:: Data listing ::
"""
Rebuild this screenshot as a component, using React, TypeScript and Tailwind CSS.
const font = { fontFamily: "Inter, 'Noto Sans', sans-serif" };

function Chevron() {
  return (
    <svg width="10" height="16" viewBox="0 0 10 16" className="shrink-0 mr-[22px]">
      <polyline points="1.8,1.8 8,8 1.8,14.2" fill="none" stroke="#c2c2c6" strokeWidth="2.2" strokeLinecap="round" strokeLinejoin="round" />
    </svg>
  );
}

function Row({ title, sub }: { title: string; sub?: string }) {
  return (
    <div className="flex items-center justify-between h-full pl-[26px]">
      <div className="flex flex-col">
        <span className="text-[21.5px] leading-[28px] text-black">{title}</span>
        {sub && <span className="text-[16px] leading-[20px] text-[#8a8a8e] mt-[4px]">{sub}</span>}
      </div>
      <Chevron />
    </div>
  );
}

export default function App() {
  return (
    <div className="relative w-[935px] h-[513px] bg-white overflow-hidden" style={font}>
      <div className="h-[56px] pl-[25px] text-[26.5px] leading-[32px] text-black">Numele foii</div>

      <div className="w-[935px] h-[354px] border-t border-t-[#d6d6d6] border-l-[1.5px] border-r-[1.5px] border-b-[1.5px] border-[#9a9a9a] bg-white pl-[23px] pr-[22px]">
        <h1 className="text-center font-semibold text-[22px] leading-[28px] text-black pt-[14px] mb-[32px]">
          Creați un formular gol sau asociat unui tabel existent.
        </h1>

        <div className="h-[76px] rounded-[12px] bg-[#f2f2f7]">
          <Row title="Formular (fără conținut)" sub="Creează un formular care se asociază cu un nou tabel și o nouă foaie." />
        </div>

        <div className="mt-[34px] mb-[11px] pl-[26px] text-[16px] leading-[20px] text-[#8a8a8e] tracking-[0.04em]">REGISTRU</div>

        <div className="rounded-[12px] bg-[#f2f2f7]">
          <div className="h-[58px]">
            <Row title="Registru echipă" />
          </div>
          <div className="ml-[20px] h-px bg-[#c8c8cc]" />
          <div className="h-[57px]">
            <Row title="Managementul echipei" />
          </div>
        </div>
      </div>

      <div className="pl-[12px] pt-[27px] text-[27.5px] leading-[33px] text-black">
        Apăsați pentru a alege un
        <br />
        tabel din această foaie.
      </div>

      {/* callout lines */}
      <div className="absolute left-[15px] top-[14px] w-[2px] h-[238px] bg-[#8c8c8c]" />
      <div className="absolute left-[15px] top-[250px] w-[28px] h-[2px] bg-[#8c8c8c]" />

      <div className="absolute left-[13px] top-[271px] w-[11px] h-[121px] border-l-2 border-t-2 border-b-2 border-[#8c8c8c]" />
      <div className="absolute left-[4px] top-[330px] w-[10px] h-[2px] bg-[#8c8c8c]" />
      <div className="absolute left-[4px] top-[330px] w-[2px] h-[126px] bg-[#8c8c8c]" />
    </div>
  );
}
"""
"""
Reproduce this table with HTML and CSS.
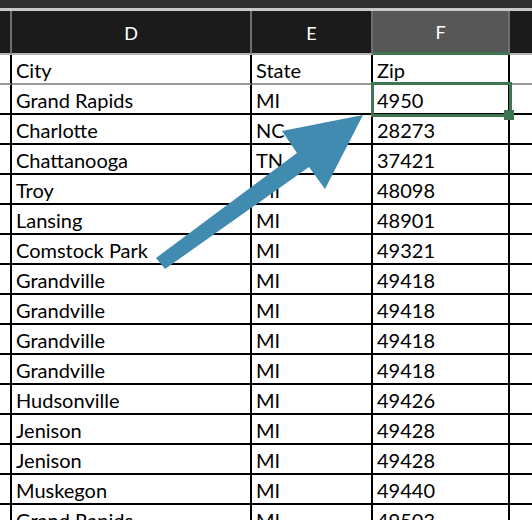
"""
:: Exercise ::
For the listing above, identify each line bearing "this".

:: The result ::
Rebuild this screenshot as a component, using React, TypeScript and Tailwind CSS.
Reproduce this table with HTML and CSS.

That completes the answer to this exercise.